Numa agência de São Paulo, o redator se interroga: "É o bicho, é o animal?". No Século 14, um teólogo se interrogava: "Duas cabeças num só corpo são batizadas com dois nomes ou um só?". Ciclopes, amazonas, sátiros, tantas misturas foram surgindo, homem com bicho, bicho com bicho, Leucrotas, parandrus, crotote.
Nos tempos do muro, nada disso florescia. A ambiguidade era monopólio do morcego, que se fingia de pássaro quando queria ratos e de rato quando queria pássaros.
A cada ser fantástico correspondia uma fantástica cópula. Os homens eram vistos com desconfiança. Quem fez isto com a pobre da vaca?
Na Idade Média, quando caiu o muro, todas as misturas mentais passaram a ser explicadas como se fossem o resultado de uma concreta conjunção carnal -homem com lobo, cão com macaco.
Perdemos a confiança ilimitada na fertilidade animal. Drummond celebrizou o coletor Hildebrando que comia galinhas, mas não as comia propriamente à mesa. Erotismo no zôo já não gera monstros mas poemas, com o flerte de uma escritora com um búfalo.
Edmundo podia ser um centauro, um corpo que se transforma como queria Ovídio em sua Metamorfose.
Não se trata mais de mostrar a besta interior através de corpos mutantes. Nem de lançar mão da moderna dicotomia racional-irracional para definir bicho e gente.
Todos sabemos que somos paixão e razão. E está aí a biografia de Darwin sendo lançada no Brasil quase simultaneamente com a campanha da Coca. Cherry é o bicho, Edmundo é o animal e o velho Charles tenta de uma certa maneira preencher as lacunas que o pensamento cristão nos deixou.
Numa história em que a expressão "bestializados" teve um significado tão grande para definir mudanças que vieram de cima, reinventamos, orgulhosamente, nesse fim de século, um novo elo homem-animal.
Tragados ambos pela esfera da mercadoria, vendendo-se ambos no mercado, ora como força de trabalho, ora como objeto sentimental, homens e bichos negociam agora os termos de sua relação. Vendem-se o homem e o bicho que há no homem.
Nas velhas arenas, a massa delirava quando o leão comia o homem. Hoje, quer apenas que o homem cuspa o leão que o comeu nos tempos de Cristo. Cansaço, desconforto da condição humana, tédio dominical, uau, uau, uau.

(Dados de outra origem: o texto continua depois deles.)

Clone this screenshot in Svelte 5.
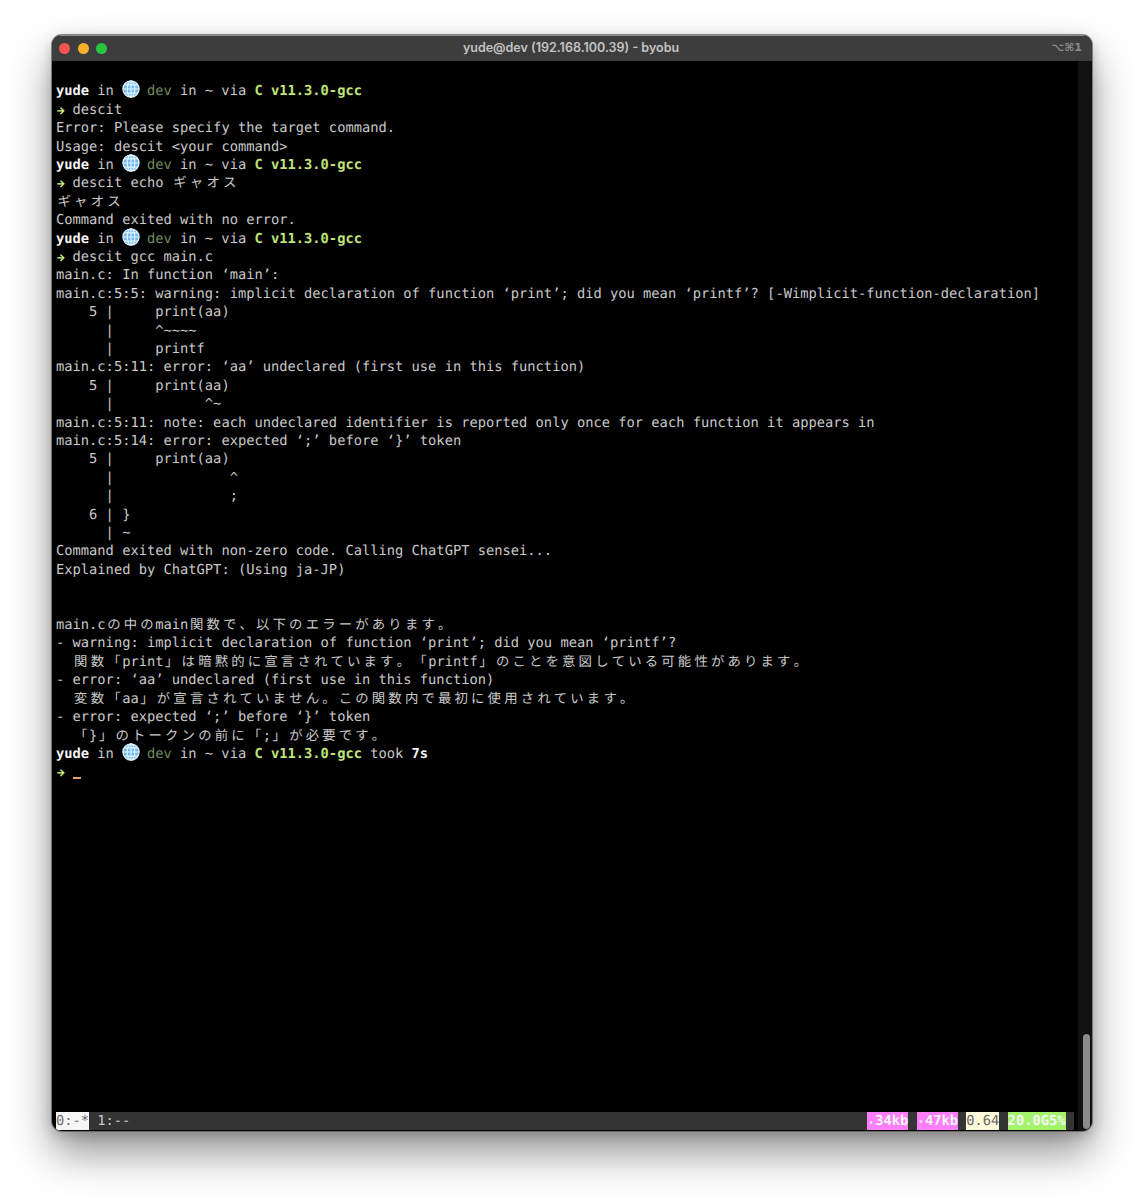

O ministro de 50 anos que nunca viu uma vaca disse que o homem era o único animal que podia imaginar os outros.
Mas é o único também que perseguiu religiosamente a tarefa de humanizar os bichos e chega ao fim do século com uma lata na mão, suor no rosto, celebrando o animal dentro de si.
Edmundo e São Francisco de Assis poderiam tabelar em algum momento, mas que técnico ousaria escalá-los para o mesmo time?